Simple , I'd feed 'em.

I'm with the people who offer something small but put dinner on hold. I recently graduated from college and am currently the only one of my group of friends who has an apartment in nyc, so we constantly have house guests. fortunately, they all understand that the budget doesn't cover rent and food for 5 other people, so everyone is constantly pitching in. i don't mind if someone just stops by with a bag of bagels!

@Lamora - This has nothing to do with your husband's family being Hispanic. I am from a very large Hispanic family and the majority of us would never dream of "just dropping in" on somebody and expect them to feed us. We were taught to always call first AND bring something with us, even at a very informal gathering. Granted there are some family members who act like your husband's family but they have no class and we prefer not to socialize with them. I suspect that is the type of people you are dealing with...

For some reason, people know not to "just appear" at our doorstep. Gee, don't know why, lol! But when we have parties, we ALWAYS get a few people who have not been invited show up. Sure it's irratating but we always go overboard on our food and have plenty to eat for everyone.

This just happened at our Christmas brunch. Very small party of 12 (mostly family members) turned into 14 when my Dad's best friend (and his wife) rang the doorbell unannounced. I was beyond irritated but kept my cool. They couldn't find a restaurant open for breakfast on Christmas Day so they called my dad to see where he was at... (My dad never mentioned this call to me and told them he was at my house and they said, we'll be right over!) I know I had enough food to feed them but really! They had just come from their son's house and didn't care for the "continental breakfast" that he had prepared, they wanted real food so I guess this means that I serve "real food"! I know it is mean spirited of me to be upset but boy, it really burned my buns!!!

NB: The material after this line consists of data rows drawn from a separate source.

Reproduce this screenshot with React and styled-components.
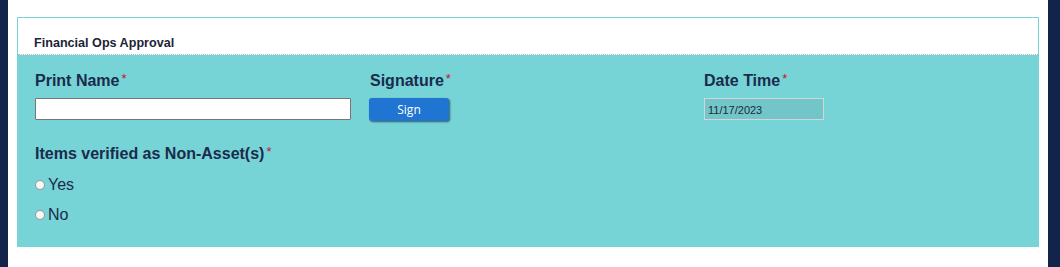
import React from "react";
import styled, { createGlobalStyle } from "styled-components";

const Global = createGlobalStyle`
  html, body { margin: 0; padding: 0; background: #ffffff; }
  body { font-family: "Liberation Sans", Arial, sans-serif; }
`;

const Page = styled.div`
  display: flex;
  height: 267px;
  width: 1060px;
`;

const SideBar = styled.div`
  width: ${(p) => p.$w}px;
  flex: none;
  background: #12244a;
`;

const Main = styled.div`
  flex: 1;
  background: #ffffff;
  padding: 17px 9px 0 9px;
`;

const Card = styled.section`
  border: 1px solid #76d3d6;
  border-bottom: none;
`;

const Header = styled.div`
  height: 37px;
  display: flex;
  align-items: flex-end;
  padding: 0 0 4px 16px;
  box-sizing: border-box;
  border-bottom: 1px dotted #b8b8b8;
  background: #ffffff;
`;

const Title = styled.h2`
  margin: 0;
  font-family: "Liberation Sans", Arial, sans-serif;
  font-size: 12.6px;
  line-height: 14px;
  font-weight: 700;
  color: #1c2436;
`;

const Panel = styled.div`
  background: #76d3d6;
  padding: 17px 0 23px 17px;
  height: 192px;
  box-sizing: border-box;
`;

const Grid = styled.div`
  display: grid;
  grid-template-columns: 335px 334px 1fr;
`;

const Field = styled.div`
  display: flex;
  flex-direction: column;
  align-items: flex-start;
`;

const Label = styled.label`
  font-family: "Liberation Sans", Arial, sans-serif;
  font-size: 16px;
  line-height: 18px;
  font-weight: 700;
  color: #1a2b4c;
  margin-bottom: ${(p) => p.$mb ?? 8}px;
`;

const Req = styled.span`
  color: #c8102e;
  font-size: 13px;
  font-weight: 400;
  vertical-align: top;
  margin-left: 2px;
  position: relative;
  top: -2px;
`;

const TextInput = styled.input`
  width: 316px;
  height: 22px;
  box-sizing: border-box;
  border: 1px solid #767676;
  border-radius: 1px;
  background: #ffffff;
  padding: 0 4px;
  margin: 0;
  font-family: "Liberation Sans", Arial, sans-serif;
  font-size: 13px;
`;

const SignButton = styled.button`
  width: 80px;
  height: 23px;
  margin: 0 0 0 -1px;
  border: none;
  border-radius: 3px;
  background: #1f75d1;
  color: #ffffff;
  font-family: "Open Sans", "Segoe UI", sans-serif;
  font-size: 12px;
  line-height: 23px;
  padding: 0;
  box-shadow: 1px 1px 2px rgba(0, 0, 0, 0.55);
  cursor: pointer;
`;

const DateBox = styled.div`
  width: 120px;
  height: 22px;
  box-sizing: border-box;
  border: 1px solid #d2d6d6;
  background: #72c6c9;
  display: flex;
  align-items: center;
  padding: 1px 0 0 3px;
  font-family: "Liberation Sans", Arial, sans-serif;
  font-size: 11px;
  color: #1c2b3a;
`;

const Question = styled.div`
  margin-top: 24px;
  display: flex;
  flex-direction: column;
  align-items: flex-start;
`;

const Options = styled.div`
  display: flex;
  flex-direction: column;
  gap: 12px;
  margin-top: 13px;
`;

const Option = styled.label`
  display: flex;
  align-items: center;
  font-family: "Liberation Sans", Arial, sans-serif;
  font-size: 16px;
  line-height: 18px;
  color: #1a2b4c;
`;

const Radio = styled.input`
  appearance: none;
  width: 10px;
  height: 10px;
  margin: 0 3px 0 0;
  border: 1px solid #9a9a9a;
  border-radius: 50%;
  background: radial-gradient(circle at 50% 40%, #ffffff 0%, #f2f2f2 70%, #e0e0e0 100%);
  box-sizing: border-box;
`;

export default function App() {
  return (
    <>
      <Global />
      <Page>
        <SideBar $w={8} />
        <Main>
          <Card>
            <Header>
              <Title>Financial Ops Approval</Title>
            </Header>
            <Panel>
              <Grid>
                <Field>
                  <Label>
                    Print Name<Req>*</Req>
                  </Label>
                  <TextInput type="text" />
                </Field>
                <Field>
                  <Label>
                    Signature<Req>*</Req>
                  </Label>
                  <SignButton type="button">Sign</SignButton>
                </Field>
                <Field>
                  <Label>
                    Date Time<Req>*</Req>
                  </Label>
                  <DateBox>11/17/2023</DateBox>
                </Field>
              </Grid>
              <Question>
                <Label $mb={0}>
                  Items verified as Non-Asset(s)<Req>*</Req>
                </Label>
                <Options>
                  <Option>
                    <Radio type="radio" name="nonasset" />
                    Yes
                  </Option>
                  <Option>
                    <Radio type="radio" name="nonasset" />
                    No
                  </Option>
                </Options>
              </Question>
            </Panel>
          </Card>
        </Main>
        <SideBar $w={12} />
      </Page>
    </>
  );
}
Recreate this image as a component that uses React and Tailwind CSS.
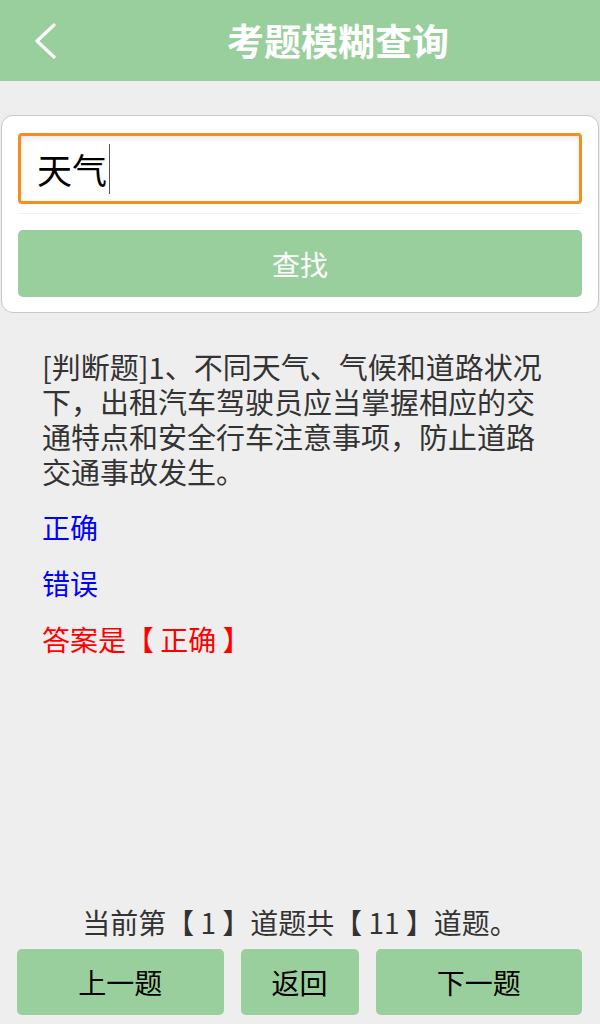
export default function App() {
  const font = { fontFamily: '"Noto Sans CJK SC", "Noto Sans", sans-serif' };
  return (
    <div className="min-h-[1024px] h-[1024px] bg-[#eeeeee] flex flex-col" style={font}>
      {/* header */}
      <div className="h-[81px] bg-[#99cf9c] flex items-center shrink-0">
        <div className="w-[76px] h-full flex items-center pl-[33px]">
          <svg width="24" height="36" viewBox="0 0 24 36" fill="none">
            <path d="M21 2 L4 18 L21 34" stroke="white" strokeWidth="3.2" strokeLinecap="round" strokeLinejoin="round" />
          </svg>
        </div>
        <div className="flex-1 text-center text-white font-bold text-[37px] leading-none">考题模糊查询</div>
      </div>

      {/* search card */}
      <div className="mt-[34px] mx-[1px] bg-white border border-[#c8c8c8] rounded-[12px] px-[16px] pt-[17px] pb-[15px]">
        <div className="h-[71px] border-[3px] border-[#f68d1c] rounded-[4px] shadow-[inset_0_3px_6px_rgba(0,0,0,0.08)] flex items-center pl-[16px]">
          <span className="text-[35px] text-black leading-none">天气</span>
          <span className="ml-[2px] w-[1px] h-[50px] bg-[#555]" />
        </div>
        <div className="mt-[9px] h-[1px] bg-[#f0f0f0]" />
        <button className="mt-[16px] w-full h-[67px] bg-[#99cf9c] rounded-[5px] text-white text-[28px] flex items-center justify-center">
          查找
        </button>
      </div>

      {/* question */}
      <div className="px-[42px] pt-[36px] flex flex-col gap-[21px]">
        <p className="text-[29px] leading-[35px] text-[#333333]">
          [判断题]1、不同天气、气候和道路状况下，出租汽车驾驶员应当掌握相应的交通特点和安全行车注意事项，防止道路交通事故发生。
        </p>
        <p className="text-[28px] leading-[35px] text-[#0000ff]">正确</p>
        <p className="text-[28px] leading-[35px] text-[#0000ff]">错误</p>
        <p className="text-[28px] leading-[35px] text-[#ff0000]">答案是【 正确 】</p>
      </div>

      {/* footer */}
      <div className="mt-auto pb-[9px]">
        <p className="text-center text-[28px] leading-[35px] text-[#333333]">当前第【 1 】道题共【 11 】道题。</p>
        <div className="mt-[9px] flex gap-[17px] pl-[17px] pr-[18px]">
          <button className="flex-1 h-[66px] bg-[#99cf9c] rounded-[5px] text-black text-[28px]">上一题</button>
          <button className="w-[118px] h-[66px] bg-[#99cf9c] rounded-[5px] text-black text-[28px]">返回</button>
          <button className="flex-1 h-[66px] bg-[#99cf9c] rounded-[5px] text-black text-[28px]">下一题</button>
        </div>
      </div>
    </div>
  );
}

@Pav , if somebody stopped over unexpectedly, I'd be gracious, and I'd offer food and drink. It wouldn't matter if I was working, not working, or if they woke me up in the middle of the night. If someone needs me, I'm there.

However, I still think it's a bit rude to just "stop by" and assume that the hosts have nothing else to do and that they live on the same schedule you do. These days, no one is far from a phone. I don't think it's a big burden for a guest to call ahead. If it's a tradition among family and/or friends that stopping by is okay, that's a different story.

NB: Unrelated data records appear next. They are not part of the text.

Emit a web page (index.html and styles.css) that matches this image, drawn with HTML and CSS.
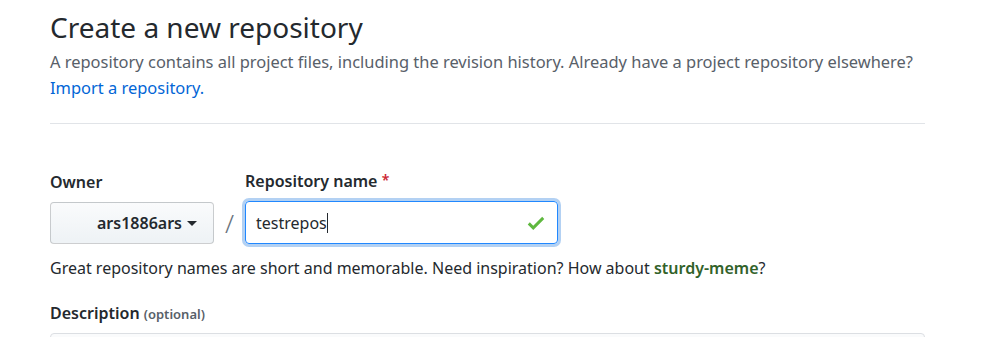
FILE: index.html
```html
<!DOCTYPE html>
<html lang="en">
<head>
    <meta charset="UTF-8">
    <title>Create a new repository</title>
    <link rel="stylesheet" href="styles.css">
</head>
<body>
    <div class="container">
        <div class="subhead">
            <h1 class="subhead-heading">Create a new repository</h1>
            <p class="subhead-description">
                A repository contains all project files, including the revision history. Already have a project repository elsewhere?
                <a href="#" class="link">Import a repository.</a>
            </p>
        </div>

        <div class="owner-reponame">
            <div class="form-group">
                <label class="form-label">Owner</label>
                <button class="owner-button">
                    ars1886ars
                    <span class="caret"></span>
                </button>
            </div>
            <span class="slash">/</span>
            <div class="form-group">
                <label class="form-label">Repository name <span class="required">*</span></label>
                <div class="name-input">
                    <span class="name-value">testrepos</span><span class="cursor"></span>
                    <svg class="check" width="22" height="22" viewBox="0 0 12 16">
                        <path fill="#5fb83f" fill-rule="evenodd" d="M12 5l-8 8-4-4 1.5-1.5L4 10l6.5-6.5L12 5z"></path>
                    </svg>
                </div>
            </div>
        </div>

        <p class="note">Great repository names are short and memorable. Need inspiration? How about <strong class="suggestion">sturdy-meme</strong>?</p>

        <div class="form-group">
            <label class="form-label">Description <span class="optional">(optional)</span></label>
            <div class="description-input"></div>
        </div>
    </div>
</body>
</html>
```

FILE: styles.css
```css
* {
    margin: 0;
    padding: 0;
    box-sizing: border-box;
}

body {
    font-family: 'Noto Sans', 'Open Sans', sans-serif;
    font-size: 16px;
    color: #24292e;
    background-color: #fff;
    padding: 0 71px 0 50px;
}

.container {
    width: 875px;
}

.subhead {
    padding-top: 5px;
    padding-bottom: 22px;
    border-bottom: 1px solid #e1e4e8;
    margin-bottom: 44px;
}

.subhead-heading {
    font-size: 28px;
    font-weight: 400;
    line-height: 44px;
}

.subhead-description {
    font-size: 16.45px;
    line-height: 26px;
    color: #586069;
}

.link {
    color: #0366d6;
    text-decoration: none;
}

.owner-reponame {
    display: flex;
    align-items: flex-end;
}

.form-group {
    display: flex;
    flex-direction: column;
}

.form-label {
    font-weight: 600;
    font-size: 16px;
    line-height: 24px;
    margin-bottom: 8px;
}

.required {
    color: #cb2431;
    font-size: 14px;
    vertical-align: 2px;
}

.optional {
    font-size: 13px;
    color: #586069;
}

.owner-button {
    width: 164px;
    height: 42px;
    font-family: inherit;
    font-size: 16px;
    font-weight: 600;
    color: #24292e;
    background-image: linear-gradient(-180deg, #fafbfc 0%, #eff3f6 90%);
    border: 1px solid rgba(27, 31, 35, 0.2);
    border-radius: 4px;
    display: flex;
    align-items: center;
    justify-content: flex-end;
    gap: 5px;
    padding-right: 16px;
}

.caret {
    width: 0;
    height: 0;
    border-top: 5px solid #24292e;
    border-left: 5px solid transparent;
    border-right: 5px solid transparent;
}

.slash {
    font-size: 26px;
    font-weight: 300;
    color: #6a737d;
    width: 31px;
    text-align: center;
    height: 42px;
    line-height: 42px;
}

.name-input {
    width: 313px;
    height: 43px;
    border: 1px solid #2188ff;
    border-radius: 4px;
    box-shadow: 0 0 0 3px rgba(3, 102, 214, 0.3);
    display: flex;
    align-items: center;
    padding: 0 10px;
    font-size: 16px;
}

.cursor {
    width: 1px;
    height: 20px;
    background: #24292e;
}

.check {
    margin-left: auto;
}

.note {
    margin-top: 12px;
    font-size: 16px;
    line-height: 24px;
    margin-bottom: 21px;
}

.suggestion {
    color: #32622a;
    font-weight: 600;
}

.description-input {
    height: 40px;
    margin-top: -1px;
    border: 1px solid #dcdfe3;
    border-radius: 4px;
    background: #fafbfc;
}
```
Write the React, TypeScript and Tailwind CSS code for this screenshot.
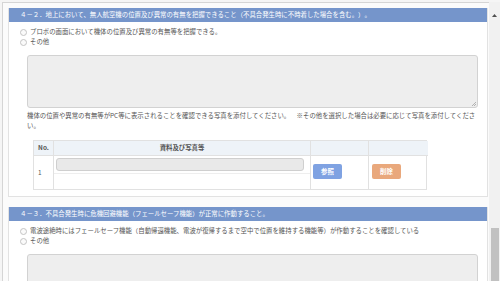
import React from "react"

const font = { fontFamily: '"Noto Sans CJK JP", "Noto Sans", sans-serif' }

function Radio({ label }: { label: string }) {
  return (
    <label className="flex items-center h-[10px]">
      <span className="w-[7px] h-[7px] rounded-full border border-[#c4c4c4] bg-[#fafafa] mr-[3px] shrink-0" />
      <span className="whitespace-nowrap">{label}</span>
    </label>
  )
}

function TextArea({ height }: { height: string }) {
  return (
    <div
      className={`relative ml-[7px] mr-0 rounded-[3px] border border-[#d2d2d2] bg-[#eeeeee] ${height}`}
    >
      <svg className="absolute right-[1px] bottom-[1px]" width="5" height="5" viewBox="0 0 5 5">
        <path d="M5 1 L1 5 M5 3 L3 5" stroke="#9a9a9a" strokeWidth="0.7" />
      </svg>
    </div>
  )
}

function Section({
  title,
  children,
}: {
  title: string
  children: React.ReactNode
}) {
  return (
    <section className="bg-white border-x border-b border-[#e2e2e2]">
      <div className="h-[14px] bg-[#7595cb] text-white flex items-center pl-[11px] whitespace-nowrap">
        {title}
      </div>
      <div className="pl-[11px] pr-[9px] pt-[5px]">{children}</div>
    </section>
  )
}

export default function App() {
  return (
    <div
      className="w-[500px] h-[281px] overflow-hidden flex bg-[#f5f5f5] text-[#555] text-[6.4px] leading-[10px] [text-spacing-trim:space-all]"
      style={font}
    >
      <div className="flex-1 mt-[2px] ml-[2px] border-l border-t border-[#d5d5d5] bg-[#fbfbfb] pl-[5px] pt-[5px] pr-[1px]">
        <Section title="４－２．地上において、無人航空機の位置及び異常の有無を把握できること（不具合発生時に不時着した場合を含む。）。">
          <Radio label="プロポの画面において機体の位置及び異常の有無等を把握できる。" />
          <Radio label="その他" />
          <div className="mt-[8px]">
            <TextArea height="h-[53px]" />
          </div>
          <p className="ml-[7px] mt-[3px] leading-[10px] whitespace-nowrap">
            機体の位置や異常の有無等がPC等に表示されることを確認できる写真を添付してください。　※その他を選択した場合は必要に応じて写真を添付してくださ
            <br />
            い。
          </p>
          <div className="ml-[13px] mt-[9px] mb-[6px] w-[394px]">
            <div className="grid grid-cols-[20px_257px_58px_59px] border border-[#e1e1e1]">
              <div className="h-[15px] bg-[#eef3f8] border-r border-b border-[#e1e1e1] flex items-center justify-center font-bold">No.</div>
              <div className="h-[15px] bg-[#eef3f8] border-r border-b border-[#e1e1e1] flex items-center justify-center font-bold">資料及び写真等</div>
              <div className="h-[15px] bg-[#eef3f8] border-r border-b border-[#e1e1e1]" />
              <div className="h-[15px] bg-[#eef3f8] border-b border-[#e1e1e1]" />
              <div className="h-[33px] border-r border-[#e1e1e1] flex items-center pl-[4px]">1</div>
              <div className="h-[33px] border-r border-[#e1e1e1] flex flex-col">
                <div className="h-[18px] border-b border-[#eeeeee] pt-[2px] px-[2px]">
                  <div className="h-[13px] w-[248px] rounded-[3px] border border-[#cfcfcf] bg-[#e9e9e9]" />
                </div>
              </div>
              <div className="h-[33px] border-r border-[#e1e1e1] flex items-start pl-[2px] pt-[8px]">
                <button className="w-[29px] h-[15px] rounded-[2px] bg-[#7fa2e2] text-white font-bold text-[6.4px]">参照</button>
              </div>
              <div className="h-[33px] flex items-start pl-[3px] pt-[8px]">
                <button className="w-[29px] h-[15px] rounded-[2px] bg-[#e9a87c] text-white font-bold text-[6.4px]">削除</button>
              </div>
            </div>
          </div>
        </Section>
        <div className="h-[10px]" />
        <Section title="４－３．不具合発生時に危機回避機能（フェールセーフ機能）が正常に作動すること。">
          <Radio label="電波途絶時にはフェールセーフ機能（自動帰還機能、電波が復帰するまで空中で位置を維持する機能等）が作動することを確認している" />
          <Radio label="その他" />
          <div className="mt-[8px]">
            <TextArea height="h-[53px]" />
          </div>
        </Section>
      </div>
      <div className="w-[11px] mt-[2px] bg-[#f1f1f1] flex flex-col items-center">
        <div className="h-[17px] w-full flex items-end justify-center pb-[2px]">
          <svg width="5" height="3" viewBox="0 0 5 3">
            <path d="M0 3 L2.5 0 L5 3 Z" fill="#505050" />
          </svg>
        </div>
        <div className="flex-1" />
        <div className="w-[8px] h-[53px] bg-[#c1c1c1]" />
      </div>
    </div>
  )
}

Even in families where stopping by is a tradition, there are unwritten rules for what times are acceptable for visits. Some folks might be more open to evening guests than to having them show up for coffee at 6 am.

For example, I don't open the door until I've showered and dressed, unless maybe it's the SWAT team banging on the door. Give me a call before you arrive, and I will be showered and dressed and there will be fresh coffee brewing. Stop by without a call, and chances are that I won't even go to the door. It's not that I'm saying you can't come by, just give me warning so I can be ready.

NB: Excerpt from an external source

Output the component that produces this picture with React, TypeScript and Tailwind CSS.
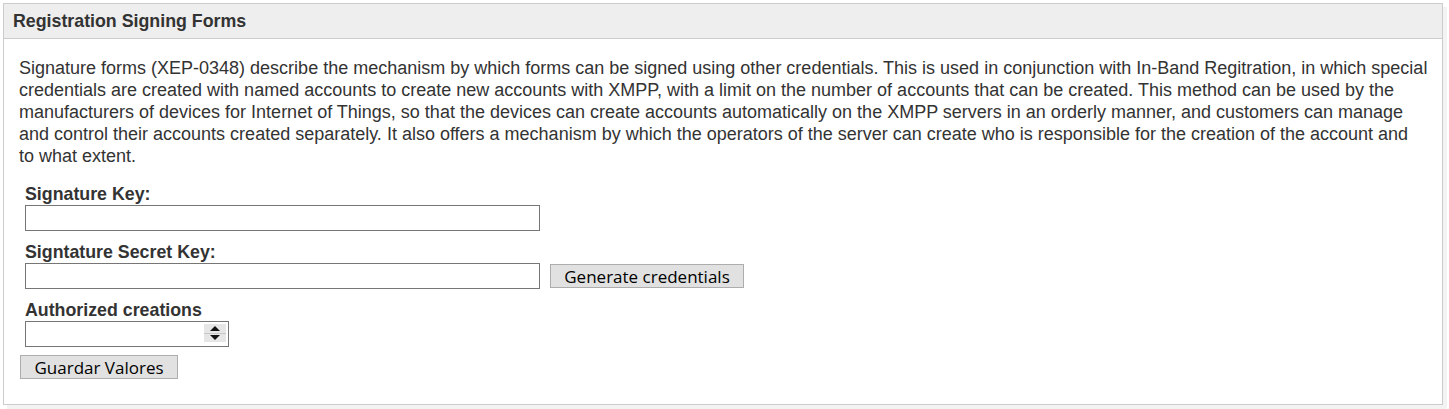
import type { ReactNode } from "react";

const arial = "font-['Liberation_Sans',Arial,sans-serif]";
const btnFont = "font-['Open_Sans','DejaVu_Sans',sans-serif]";

function FieldLabel({ children }: { children: ReactNode }) {
  return (
    <label className={`block pl-[5px] text-[17.8px] font-bold leading-[22px] text-[#333] ${arial}`}>
      {children}
    </label>
  );
}

function TextBox({ width }: { width: string }) {
  return (
    <input
      type="text"
      className={`block h-[26px] ${width} border border-[#767676] bg-white px-1 text-[16px] outline-none`}
    />
  );
}

function Spinner() {
  return (
    <span className="absolute right-[3px] top-[3px] flex h-[18px] w-[22px] flex-col bg-[#e6e6e6]">
      <span className="flex flex-1 items-center justify-center border-b border-[#c8c8c8]">
        <span className="h-0 w-0 border-x-[5px] border-b-[5px] border-x-transparent border-b-[#111]" />
      </span>
      <span className="flex flex-1 items-center justify-center">
        <span className="h-0 w-0 border-x-[5px] border-t-[5px] border-x-transparent border-t-[#111]" />
      </span>
    </span>
  );
}

export default function App() {
  return (
    <div className="min-h-screen bg-white pl-[3px] pr-[6px] pt-[3px]">
      <div className="h-[402px] overflow-hidden border border-[#cccccc] bg-white shadow-[4px_4px_0_#f3f3f3]">
        <div className="flex h-[35px] items-center border-b border-[#cccccc] bg-[#eeeeee] pl-[9px]">
          <h2 className={`text-[17.8px] font-bold text-[#333] ${arial}`}>
            Registration Signing Forms
          </h2>
        </div>

        <div className="pl-[15px] pr-[8px] pt-[18px]">
          <p className={`whitespace-nowrap text-[18px] leading-[22px] text-[#333] ${arial}`}>
            Signature forms (XEP-0348) describe the mechanism by which forms can be signed using
            other credentials. This is used in conjunction with In-Band Regitration, in which special
            <br />
            credentials are created with named accounts to create new accounts with XMPP, with a
            limit on the number of accounts that can be created. This method can be used by the
            <br />
            manufacturers of devices for Internet of Things, so that the devices can create accounts
            automatically on the XMPP servers in an orderly manner, and customers can manage
            <br />
            and control their accounts created separately. It also offers a mechanism by which the
            operators of the server can create who is responsible for the creation of the account and
            <br />
            to what extent.
          </p>

          <form className="mt-[16px] pl-[1px]" onSubmit={(e) => e.preventDefault()}>
            <FieldLabel>Signature Key:</FieldLabel>
            <div className="pl-[5px]">
              <TextBox width="w-[515px]" />
            </div>

            <div className="mt-[10px]">
              <FieldLabel>Signtature Secret Key:</FieldLabel>
            </div>
            <div className="flex items-center gap-[10px] pl-[5px]">
              <TextBox width="w-[515px]" />
              <button
                type="button"
                className={`h-[24px] w-[194px] border border-[#adadad] bg-[#e1e1e1] text-[17px] leading-none text-black ${btnFont}`}
              >
                Generate credentials
              </button>
            </div>

            <div className="mt-[10px]">
              <FieldLabel>Authorized creations</FieldLabel>
            </div>
            <div className="pl-[5px]">
              <div className="relative w-[204px]">
                <input
                  type="text"
                  className="block h-[26px] w-[204px] border border-[#767676] bg-white px-1 text-[16px] outline-none"
                />
                <Spinner />
              </div>
            </div>

            <button
              type="submit"
              className={`mt-[8px] h-[24px] w-[158px] border border-[#adadad] bg-[#e1e1e1] text-[17px] leading-none text-black ${btnFont}`}
            >
              Guardar Valores
            </button>
          </form>
        </div>
      </div>
    </div>
  );
}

When we were younger it was less of a problem for people just to pop in because our lives and our schedules were different and pretty much everyone we knew lived on the same schedule we did.

As far as evening guests, I'd be less inconvenienced than DH. He gets up at about 4 am, so he goes to bed really early and he likes a little time to unwind in the evening before he goes to bed. So stopping by in a normal "after dinner" timeframe is encroaching on his bedtime. He also would be gracious and stay up and entertain the guests until they left, but he wouldn't be a happy camper the next morning when he had to work on less sleep than usual.

We've actually had guests that have come over after he'd been undressed and ready for bed, and he has gotten dressed again and not made a fuss about it. Once in a while, it's something he can deal with. But if it happened often, it would become a problem.

Some guest are very understanding when you explain that you don't have a lot of time to spend. Others show up with an attitude that you should drop everything and entertain them, because they are more important than anything else you could have on your schedule. The first ones, I have no problem with. The second ones annoy the heck out of me.